IF anybody out there is paying attention and has missed my presence here over the last few months, I apologize. Metaphorically speaking, I don’t “have internet” in the cave where I’ve been hiding and my devotion and energy level for journaling and blogging has been pretty low. The days are getting longer…some flowers are starting to poke through the dirt…so I am peeking out again. Well, here goes…something.
I cannot pretend to completely imagine what brings each person to read my rambling thoughts. You might have a sense of “displacement”–or brokenness–your self. You might be married to such a person, or in some other sort of “significant” relationship. You might have a broken and suffering parent, sibling, or child. It could just be peripheral curiosity–a sort of personality voyeurism. It is not my purpose to know these things; although I do sometimes wonder about them…obviously.

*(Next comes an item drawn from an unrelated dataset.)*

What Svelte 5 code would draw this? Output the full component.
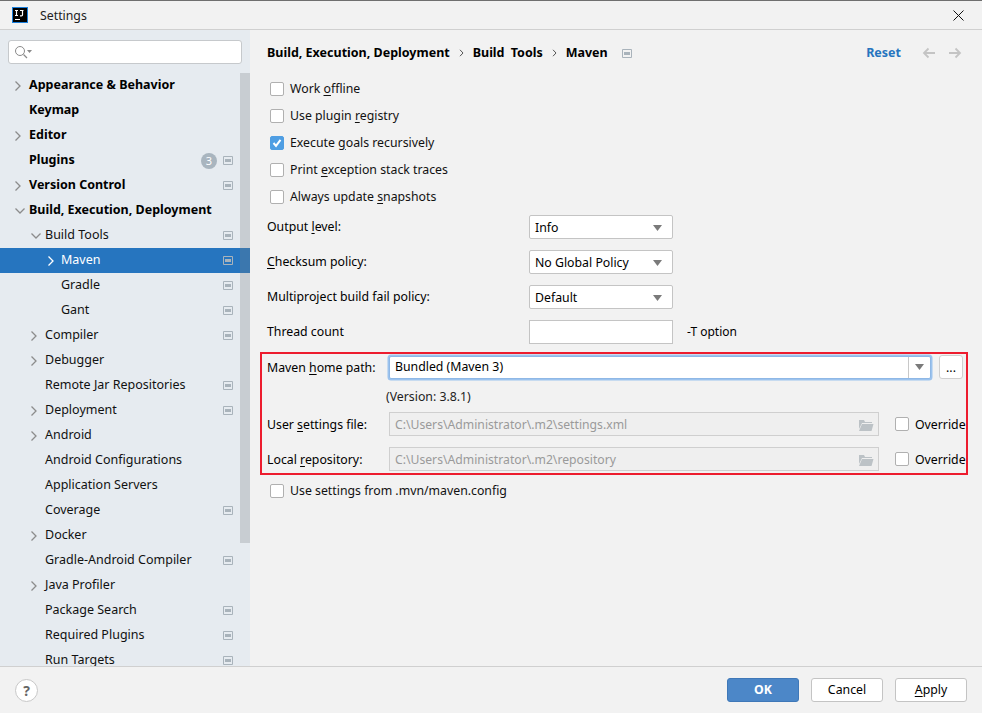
<script>
  const tree = [
    { t: 'Appearance & Behavior', d: 0, b: 1, a: 'r' },
    { t: 'Keymap', d: 0, b: 1 },
    { t: 'Editor', d: 0, b: 1, a: 'r' },
    { t: 'Plugins', d: 0, b: 1, i: 1, badge: '3' },
    { t: 'Version Control', d: 0, b: 1, a: 'r', i: 1 },
    { t: 'Build, Execution, Deployment', d: 0, b: 1, a: 'd' },
    { t: 'Build Tools', d: 1, a: 'd', i: 1 },
    { t: 'Maven', d: 2, a: 'r', i: 1, sel: 1 },
    { t: 'Gradle', d: 2, i: 1 },
    { t: 'Gant', d: 2, i: 1 },
    { t: 'Compiler', d: 1, a: 'r', i: 1 },
    { t: 'Debugger', d: 1, a: 'r' },
    { t: 'Remote Jar Repositories', d: 1, i: 1 },
    { t: 'Deployment', d: 1, a: 'r', i: 1 },
    { t: 'Android', d: 1, a: 'r' },
    { t: 'Android Configurations', d: 1 },
    { t: 'Application Servers', d: 1 },
    { t: 'Coverage', d: 1, i: 1 },
    { t: 'Docker', d: 1, a: 'r' },
    { t: 'Gradle-Android Compiler', d: 1, i: 1 },
    { t: 'Java Profiler', d: 1, a: 'r' },
    { t: 'Package Search', d: 1, i: 1 },
    { t: 'Required Plugins', d: 1, i: 1 },
    { t: 'Run Targets', d: 1, i: 1 }
  ];
</script>

{#snippet arrow()}
  <svg class="sel-arrow" viewBox="0 0 9 6" width="9" height="6"><path d="M0 0h9L4.500 6z" fill="#7a7a7a" /></svg>
{/snippet}

{#snippet proj()}
  <svg class="proj" viewBox="0 0 10 9" width="10" height="9"><path d="M.5.5h9v8h-9z" fill="none" stroke="#a9b3bb" /><path d="M2 3h6v3H2z" fill="#a9b3bb" /></svg>
{/snippet}

{#snippet folder()}
  <svg class="folder" viewBox="0 0 16 12" width="16" height="12"><path d="M1 1h5l1 2h7v1H4L1 10z" fill="#bcc2c6" /><path d="M4 5h11.500l-2 7H1z" fill="#bcc2c6" /></svg>
{/snippet}

<div class="win">
  <header class="title">
    <svg class="logo" viewBox="0 0 16 16" width="16" height="16">
      <rect x="0.5" y="0.500" width="15" height="15" fill="#000" stroke="#1a7fdc" />
      <path d="M3 3.500h3M4.500 3.500v5M3 8.500h3M8 3.500h3.500M10.500 3.500v4.500q0 .8-1 .8H8" fill="none" stroke="#fff" stroke-width="1.200" />
      <path d="M3 12.500h5" stroke="#fff" stroke-width="1" />
    </svg>
    <span class="title-text">Settings</span>
    <svg class="close" viewBox="0 0 11 11" width="11" height="11"><path d="M.5.500l10 10M10.500.500l-10 10" stroke="#111" stroke-width="1" fill="none" /></svg>
  </header>

  <div class="body">
    <aside class="side">
      <div class="search">
        <svg viewBox="0 0 18 14" width="18" height="14"><circle cx="6" cy="6" r="4.500" fill="none" stroke="#8a8a8a" /><path d="M9.500 9.500l3.500 3.500" stroke="#8a8a8a" stroke-width="1.300" /><path d="M13 5h5l-2.500 3z" fill="#8a8a8a" /></svg>
      </div>
      <ul class="tree">
        {#each tree as n}
          <li class="row d{n.d}" class:sel={n.sel} class:bold={n.b}>
            {#if n.a === 'r'}
              <svg class="chev" viewBox="0 0 8 12" width="8" height="12"><path d="M1.500 1.500l4.500 4.500-4.500 4.500" fill="none" stroke={n.sel ? '#fff' : '#8c8c8c'} stroke-width="1.300" /></svg>
            {:else if n.a === 'd'}
              <svg class="chev" viewBox="0 0 12 8" width="12" height="8"><path d="M1.500 1.500l4.500 4.500 4.500-4.500" fill="none" stroke="#8c8c8c" stroke-width="1.300" /></svg>
            {/if}
            <span class="label">{n.t}</span>
            {#if n.badge}<span class="badge">{n.badge}</span>{/if}
            {#if n.i}{@render proj()}{/if}
          </li>
        {/each}
      </ul>
      <div class="thumb"></div>
    </aside>

    <main class="main">
      <div class="crumbs">
        <b>Build, Execution, Deployment</b>
        <svg viewBox="0 0 5 8" width="5" height="8"><path d="M1 .800l3 3.200-3 3.200" fill="none" stroke="#555" /></svg>
        <b class="wide">Build Tools</b>
        <svg viewBox="0 0 5 8" width="5" height="8"><path d="M1 .800l3 3.200-3 3.200" fill="none" stroke="#555" /></svg>
        <b>Maven</b>
        {@render proj()}
        <span class="reset">Reset</span>
        <svg class="nav" viewBox="0 0 14 12" width="14" height="12"><path d="M13 6H2M6.500 1.500L2 6l4.500 4.500" fill="none" stroke="#c4c4c4" stroke-width="1.800" /></svg>
        <svg class="nav" viewBox="0 0 14 12" width="14" height="12"><path d="M1 6h11M7.500 1.500L12 6l-4.500 4.500" fill="none" stroke="#c4c4c4" stroke-width="1.800" /></svg>
      </div>

      <div class="checks">
        <div class="check"><span class="box"></span><span>Work <u>o</u>ffline</span></div>
        <div class="check"><span class="box"></span><span>Use plugin <u>r</u>egistry</span></div>
        <div class="check"><span class="box on"><svg viewBox="0 0 14 14" width="14" height="14"><path d="M3.500 7l2.500 2.800 4.500-6" fill="none" stroke="#fff" stroke-width="2" /></svg></span><span>Execute <u>g</u>oals recursively</span></div>
        <div class="check"><span class="box"></span><span>Print <u>e</u>xception stack traces</span></div>
        <div class="check"><span class="box"></span><span>Always update <u>s</u>napshots</span></div>
      </div>

      <div class="form">
        <div class="frow"><span class="flabel">Output <u>l</u>evel:</span><div class="select">Info{@render arrow()}</div></div>
        <div class="frow"><span class="flabel"><u>C</u>hecksum policy:</span><div class="select">No Global Policy{@render arrow()}</div></div>
        <div class="frow"><span class="flabel">Multiproject build fail policy:</span><div class="select">Default{@render arrow()}</div></div>
        <div class="frow"><span class="flabel">Thread count</span><div class="input"></div><span class="hint">-T option</span></div>
      </div>

      <section class="maven">
        <div class="mrow first">
          <span class="mlabel">Maven <u>h</u>ome path:</span>
          <div class="combo"><span class="combo-text">Bundled (Maven 3)</span><span class="combo-btn">{@render arrow()}</span></div>
          <span class="dots">...</span>
        </div>
        <div class="version">(Version: 3.8.1)</div>
        <div class="mrow second">
          <span class="mlabel">User <u>s</u>ettings file:</span>
          <div class="path">C:\Users\Administrator\.m2\settings.xml{@render folder()}</div>
          <span class="box"></span><span class="ovr">Override</span>
        </div>
        <div class="mrow third">
          <span class="mlabel">Local <u>r</u>epository:</span>
          <div class="path">C:\Users\Administrator\.m2\repository{@render folder()}</div>
          <span class="box"></span><span class="ovr">Override</span>
        </div>
      </section>

      <div class="check last"><span class="box"></span><span>Use settings from .mvn/maven.config</span></div>
    </main>
  </div>

  <footer class="foot">
    <span class="help">?</span>
    <span class="btn ok">OK</span>
    <span class="btn">Cancel</span>
    <span class="btn"><u>A</u>pply</span>
  </footer>
</div>

<style>
  :global(body) { margin: 0; background: #f2f2f2; }
  .win {
    width: 982px; height: 713px; display: flex; flex-direction: column; overflow: hidden;
    background: #f2f2f2; color: #000; box-sizing: border-box;
    font: 12.3px/18px "Noto Sans", sans-serif;
  }
  b, .row.bold, .reset { font-size: 12.5px; }
  .wide { word-spacing: 3px; }
  u { text-underline-offset: 2px; text-decoration-thickness: 1px; }
  .title {
    height: 30px; flex: none; box-sizing: border-box; display: flex; align-items: center;
    border-top: 1px solid #6f6f6f; border-bottom: 1px solid #d0d0d0; padding: 0 18px 0 12px;
  }
  .title-text { margin-left: 12px; padding-top: 2px; color: #222; }
  .close { margin-left: auto; }
  .body { flex: 1; display: flex; min-height: 0; }
  .side { width: 250px; flex: none; background: #e6ebf0; position: relative; overflow: hidden; }
  .search {
    margin: 10px 8px 0; height: 24px; box-sizing: border-box; background: #fff; border: 1px solid #c6c9cc;
    border-radius: 3px; display: flex; align-items: center; padding-left: 5px;
  }
  .tree { list-style: none; margin: 9px 0 0; padding: 0; font-size: 12.5px; }
  .row { height: 25px; display: flex; align-items: center; position: relative; padding-right: 17px; color: #111; }
  .row.bold { font-weight: 700; color: #000; }
  .d0 { padding-left: 29px; }
  .d1 { padding-left: 45px; }
  .d2 { padding-left: 61px; }
  .chev { position: absolute; top: 50%; transform: translateY(-50%); }
  .d0 .chev { left: 14px; }
  .d1 .chev { left: 30px; }
  .d2 .chev { left: 47px; }
  .row.sel { background: #2675bf; color: #fff; }
  .label { white-space: nowrap; padding-bottom: 2px; }
  .proj { flex: none; }
  .row .proj { position: absolute; right: 17px; top: 8px; }
  .badge {
    position: absolute; right: 33px; top: 5px; width: 16px; height: 16px; border-radius: 50%;
    background: #a9b5bf; color: #fff; font-size: 11px; font-weight: 400; line-height: 16px; text-align: center;
  }
  .thumb { position: absolute; right: 0; top: 43px; bottom: 123px; width: 10px; background: rgba(120, 125, 130, 0.27); }
  .main { flex: 1; padding: 0 0 0 17px; min-width: 0; position: relative; }
  .crumbs { display: flex; align-items: center; height: 18px; margin-top: 14px; gap: 9px; padding-right: 20px; }
  .crumbs b { white-space: nowrap; }
  .crumbs .proj { margin-left: 5px; }
  .reset { margin-left: auto; color: #2675bf; font-weight: 700; margin-right: 12px; }
  .nav + .nav { margin-left: 3px; }
  .checks { margin-top: 13px; padding-left: 3px; display: flex; flex-direction: column; }
  .check { height: 27px; display: flex; align-items: center; gap: 6px; white-space: nowrap; color: #111; }
  .box {
    width: 14px; height: 14px; flex: none; box-sizing: border-box; background: #fff; border: 1px solid #b0b0b0; border-radius: 2px;
  }
  .box.on { background: #4f9ee3; border-color: #4f9ee3; position: relative; }
  .box.on svg { position: absolute; left: -1px; top: -1px; }
  .form { margin-top: 5px; }
  .frow { height: 24px; display: flex; align-items: center; margin-bottom: 11px; }
  .flabel { width: 262px; flex: none; white-space: nowrap; }
  .select, .input {
    width: 144px; height: 24px; box-sizing: border-box; background: #fff; border: 1px solid #c4c4c4; border-radius: 2px;
    display: flex; align-items: center; padding: 1px 10px 0 5px; justify-content: space-between; white-space: nowrap;
  }
  .input { border-radius: 0; }
  .hint { margin-left: 14px; font-size: 12px; }
  .maven {
    width: 708px; height: 123px; box-sizing: border-box; margin-left: -7px; margin-top: -3px;
    border: 2px solid #ed1c2e; position: relative; overflow: hidden; padding-left: 5px;
  }
  .mrow { display: flex; align-items: center; height: 24px; }
  .mrow.first { margin-top: 1px; }
  .mrow.second { margin-top: 7px; }
  .mrow.third { margin-top: 11px; }
  .mlabel { width: 122px; flex: none; white-space: nowrap; padding-top: 1px; }
  .combo {
    width: 542px; height: 23px; flex: none; box-sizing: border-box; background: #fff; border: 1px solid #8fb8e6; border-radius: 2px;
    box-shadow: 0 0 0 1.500px #9cc3ee; display: flex; align-items: center;
  }
  .combo-text { flex: 1; padding-left: 5px; }
  .combo-btn { width: 22px; height: 100%; border-left: 1px solid #c8c8c8; display: flex; align-items: center; justify-content: center; box-sizing: border-box; }
  .dots {
    width: 24px; height: 24px; box-sizing: border-box; margin-left: 8px; background: #fff; border: 1px solid #d0d0d0;
    border-radius: 3px; text-align: center; line-height: 24px; flex: none;
  }
  .version { margin: 9px 0 0 119px; color: #222; height: 17px; }
  .path {
    width: 490px; height: 24px; flex: none; box-sizing: border-box; border: 1px solid #cfcfcf; color: #9a9a9a; font-size: 12.2px;
    display: flex; align-items: center; justify-content: space-between; padding: 1px 4px 0 5px; white-space: nowrap; background: #efefef;
  }
  .mrow .box { margin-left: 16px; }
  .ovr { margin-left: 6px; white-space: nowrap; padding-top: 1px; }
  .check.last { margin: 2px 0 0 3px; }
  .foot {
    height: 47px; flex: none; box-sizing: border-box; border-top: 1px solid #d0d0d0; display: flex; align-items: center;
    justify-content: flex-end; gap: 12px; padding: 0 15px 0 15px; position: relative;
  }
  .help {
    margin-right: auto; width: 23px; height: 23px; box-sizing: border-box; border: 1px solid #c8c8c8; border-radius: 50%;
    background: #fff; text-align: center; line-height: 21px; font-weight: 700; font-size: 14px; color: #666;
  }
  .btn {
    width: 72px; height: 24px; box-sizing: border-box; border: 1px solid #c4c4c4; border-radius: 3px; background: #fff;
    text-align: center; line-height: 22px;
  }
  .btn.ok { background: #4c87c8; border-color: #3f78b8; color: #fff; font-weight: 700; }
</style>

Within the past few weeks I have stumbled upon (as if there were any such thing as coincidence) the writings of Hermann Hesse. First, I wondered how his work had eluded me for all this time–why hadn’t I seen this stuff before!? Maybe things just happen when they’re supposed to happen. In any event, Hesse ably articulates and elucidates some concepts that have held my curiosity for decades now. The following passage–from the opening pages of “Steppenwolf”–really put some things “in order” for me. I have no desire to write a “book report” here, so I’m not going to “set this up” for you…just hit on the ideas that jumped out at me.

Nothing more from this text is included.